#### SHORT EXERCISE:
Return the lines below that carry the word "screenshot".

[Pages as source code]
____________

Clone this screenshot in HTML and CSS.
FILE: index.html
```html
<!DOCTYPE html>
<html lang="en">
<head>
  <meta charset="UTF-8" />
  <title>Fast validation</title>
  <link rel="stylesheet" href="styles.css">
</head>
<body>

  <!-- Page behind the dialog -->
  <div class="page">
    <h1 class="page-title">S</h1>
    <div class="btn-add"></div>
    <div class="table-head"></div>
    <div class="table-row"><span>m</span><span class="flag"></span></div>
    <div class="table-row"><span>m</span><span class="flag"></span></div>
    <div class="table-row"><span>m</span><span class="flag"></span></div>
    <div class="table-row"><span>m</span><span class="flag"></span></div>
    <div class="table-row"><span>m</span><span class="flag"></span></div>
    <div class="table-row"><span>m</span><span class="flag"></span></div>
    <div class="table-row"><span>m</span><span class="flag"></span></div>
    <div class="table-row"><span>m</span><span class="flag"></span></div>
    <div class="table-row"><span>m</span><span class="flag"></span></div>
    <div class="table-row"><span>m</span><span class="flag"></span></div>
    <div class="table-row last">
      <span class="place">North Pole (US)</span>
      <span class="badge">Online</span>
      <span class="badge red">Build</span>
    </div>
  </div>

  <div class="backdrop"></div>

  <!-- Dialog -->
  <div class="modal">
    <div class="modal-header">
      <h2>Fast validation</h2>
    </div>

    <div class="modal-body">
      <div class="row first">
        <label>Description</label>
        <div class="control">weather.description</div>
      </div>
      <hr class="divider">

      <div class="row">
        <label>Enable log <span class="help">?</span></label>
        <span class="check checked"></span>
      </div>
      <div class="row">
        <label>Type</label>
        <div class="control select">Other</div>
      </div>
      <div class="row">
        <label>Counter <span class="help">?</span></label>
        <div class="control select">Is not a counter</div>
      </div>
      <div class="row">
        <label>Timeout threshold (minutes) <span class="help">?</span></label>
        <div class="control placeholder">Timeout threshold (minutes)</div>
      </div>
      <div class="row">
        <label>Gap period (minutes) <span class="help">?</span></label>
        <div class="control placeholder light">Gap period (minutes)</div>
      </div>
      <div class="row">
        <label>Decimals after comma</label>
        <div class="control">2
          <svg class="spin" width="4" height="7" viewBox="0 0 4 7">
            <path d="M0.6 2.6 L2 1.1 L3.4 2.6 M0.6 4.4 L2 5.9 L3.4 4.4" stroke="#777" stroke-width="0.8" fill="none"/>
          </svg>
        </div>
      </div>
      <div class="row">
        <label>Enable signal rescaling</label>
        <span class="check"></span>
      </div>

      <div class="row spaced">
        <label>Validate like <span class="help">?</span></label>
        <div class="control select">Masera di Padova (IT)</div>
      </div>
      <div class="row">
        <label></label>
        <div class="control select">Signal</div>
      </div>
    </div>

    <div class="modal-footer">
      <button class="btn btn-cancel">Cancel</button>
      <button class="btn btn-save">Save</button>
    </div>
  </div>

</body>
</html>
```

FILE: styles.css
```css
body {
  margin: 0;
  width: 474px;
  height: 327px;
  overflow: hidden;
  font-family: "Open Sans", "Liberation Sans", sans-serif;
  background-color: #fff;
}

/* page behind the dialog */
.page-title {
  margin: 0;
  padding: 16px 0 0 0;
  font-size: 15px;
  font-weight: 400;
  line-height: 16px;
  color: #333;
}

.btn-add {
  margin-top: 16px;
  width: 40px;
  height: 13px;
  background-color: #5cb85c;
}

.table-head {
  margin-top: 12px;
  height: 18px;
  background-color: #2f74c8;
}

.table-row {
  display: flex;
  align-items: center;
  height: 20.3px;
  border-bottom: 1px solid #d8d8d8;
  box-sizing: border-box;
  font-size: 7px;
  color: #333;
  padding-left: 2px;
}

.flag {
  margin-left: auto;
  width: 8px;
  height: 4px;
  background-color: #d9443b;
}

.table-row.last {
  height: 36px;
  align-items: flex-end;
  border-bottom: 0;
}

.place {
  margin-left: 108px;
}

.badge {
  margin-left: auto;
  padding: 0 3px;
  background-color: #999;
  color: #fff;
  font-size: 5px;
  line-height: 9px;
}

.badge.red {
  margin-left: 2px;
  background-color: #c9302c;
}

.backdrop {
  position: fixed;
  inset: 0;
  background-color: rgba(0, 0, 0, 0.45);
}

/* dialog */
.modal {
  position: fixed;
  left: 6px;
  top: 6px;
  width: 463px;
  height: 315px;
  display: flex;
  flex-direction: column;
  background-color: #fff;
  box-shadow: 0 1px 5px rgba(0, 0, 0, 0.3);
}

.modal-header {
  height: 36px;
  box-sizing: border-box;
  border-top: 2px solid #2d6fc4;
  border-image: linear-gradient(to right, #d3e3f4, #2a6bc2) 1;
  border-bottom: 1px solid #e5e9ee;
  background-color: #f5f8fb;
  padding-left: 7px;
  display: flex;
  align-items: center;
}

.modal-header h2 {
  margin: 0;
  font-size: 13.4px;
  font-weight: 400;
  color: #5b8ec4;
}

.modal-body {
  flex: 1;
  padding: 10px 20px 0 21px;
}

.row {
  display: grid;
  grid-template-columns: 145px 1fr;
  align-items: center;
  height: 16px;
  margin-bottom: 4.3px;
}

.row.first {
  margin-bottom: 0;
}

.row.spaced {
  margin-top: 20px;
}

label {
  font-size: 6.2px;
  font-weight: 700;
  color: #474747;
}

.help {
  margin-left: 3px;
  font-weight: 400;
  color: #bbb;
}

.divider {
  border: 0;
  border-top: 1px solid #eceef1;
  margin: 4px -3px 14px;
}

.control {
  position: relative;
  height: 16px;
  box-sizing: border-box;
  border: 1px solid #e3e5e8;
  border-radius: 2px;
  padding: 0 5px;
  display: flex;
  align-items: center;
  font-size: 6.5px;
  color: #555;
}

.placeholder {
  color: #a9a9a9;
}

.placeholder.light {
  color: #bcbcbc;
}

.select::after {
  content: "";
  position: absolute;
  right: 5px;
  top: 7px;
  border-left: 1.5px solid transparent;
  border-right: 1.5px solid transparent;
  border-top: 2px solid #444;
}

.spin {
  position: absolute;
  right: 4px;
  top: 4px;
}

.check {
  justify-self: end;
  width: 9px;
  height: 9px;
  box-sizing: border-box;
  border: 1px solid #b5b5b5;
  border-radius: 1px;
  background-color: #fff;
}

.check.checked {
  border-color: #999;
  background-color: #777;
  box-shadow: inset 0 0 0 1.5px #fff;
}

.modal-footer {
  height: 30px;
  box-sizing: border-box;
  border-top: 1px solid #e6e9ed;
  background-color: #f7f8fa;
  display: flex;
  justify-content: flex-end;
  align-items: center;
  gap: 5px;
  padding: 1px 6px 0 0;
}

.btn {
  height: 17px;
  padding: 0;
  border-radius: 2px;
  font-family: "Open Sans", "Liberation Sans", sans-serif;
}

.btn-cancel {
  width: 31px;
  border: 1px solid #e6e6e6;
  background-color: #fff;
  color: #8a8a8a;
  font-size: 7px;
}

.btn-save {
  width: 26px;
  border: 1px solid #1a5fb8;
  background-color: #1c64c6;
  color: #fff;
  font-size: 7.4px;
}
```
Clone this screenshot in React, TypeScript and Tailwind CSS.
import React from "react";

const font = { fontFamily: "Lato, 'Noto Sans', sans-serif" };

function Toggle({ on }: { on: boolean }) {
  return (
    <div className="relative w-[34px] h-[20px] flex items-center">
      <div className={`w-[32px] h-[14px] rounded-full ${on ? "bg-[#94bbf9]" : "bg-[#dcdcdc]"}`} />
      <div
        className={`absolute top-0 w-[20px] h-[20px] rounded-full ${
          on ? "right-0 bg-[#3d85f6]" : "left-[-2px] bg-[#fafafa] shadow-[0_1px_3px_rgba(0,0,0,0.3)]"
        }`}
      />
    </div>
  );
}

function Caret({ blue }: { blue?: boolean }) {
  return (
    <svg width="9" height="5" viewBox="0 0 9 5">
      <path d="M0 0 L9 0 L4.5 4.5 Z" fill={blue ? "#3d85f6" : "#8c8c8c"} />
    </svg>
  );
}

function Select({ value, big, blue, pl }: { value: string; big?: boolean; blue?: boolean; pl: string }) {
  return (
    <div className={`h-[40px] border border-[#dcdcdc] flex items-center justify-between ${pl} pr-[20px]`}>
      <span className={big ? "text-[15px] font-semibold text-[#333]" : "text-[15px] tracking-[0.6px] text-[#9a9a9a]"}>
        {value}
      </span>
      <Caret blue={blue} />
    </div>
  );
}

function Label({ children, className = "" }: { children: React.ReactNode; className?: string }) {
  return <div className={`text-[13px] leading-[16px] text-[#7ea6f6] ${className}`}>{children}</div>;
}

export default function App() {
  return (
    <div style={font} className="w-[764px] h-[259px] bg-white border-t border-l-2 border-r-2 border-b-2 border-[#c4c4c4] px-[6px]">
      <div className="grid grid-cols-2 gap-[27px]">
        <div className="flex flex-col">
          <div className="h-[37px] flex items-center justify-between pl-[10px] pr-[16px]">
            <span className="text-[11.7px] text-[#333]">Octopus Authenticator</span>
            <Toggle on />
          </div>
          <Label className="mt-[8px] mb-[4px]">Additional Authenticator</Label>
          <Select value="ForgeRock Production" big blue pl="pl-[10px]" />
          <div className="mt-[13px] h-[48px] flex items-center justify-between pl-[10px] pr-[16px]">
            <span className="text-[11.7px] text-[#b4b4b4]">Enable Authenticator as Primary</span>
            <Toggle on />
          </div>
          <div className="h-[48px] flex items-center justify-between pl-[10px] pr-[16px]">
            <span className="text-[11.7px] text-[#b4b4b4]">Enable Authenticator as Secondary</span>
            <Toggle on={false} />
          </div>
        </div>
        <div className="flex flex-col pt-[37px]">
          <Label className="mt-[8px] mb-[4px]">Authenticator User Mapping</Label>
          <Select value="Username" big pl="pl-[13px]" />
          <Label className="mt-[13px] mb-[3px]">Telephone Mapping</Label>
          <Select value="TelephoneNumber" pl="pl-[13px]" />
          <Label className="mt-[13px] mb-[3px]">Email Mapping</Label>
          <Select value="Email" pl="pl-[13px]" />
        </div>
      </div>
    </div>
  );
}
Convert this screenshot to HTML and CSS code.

____________

#### SOLUTION FOR THIS TASK:
Clone this screenshot in HTML and CSS.
Clone this screenshot in React, TypeScript and Tailwind CSS.
Convert this screenshot to HTML and CSS code.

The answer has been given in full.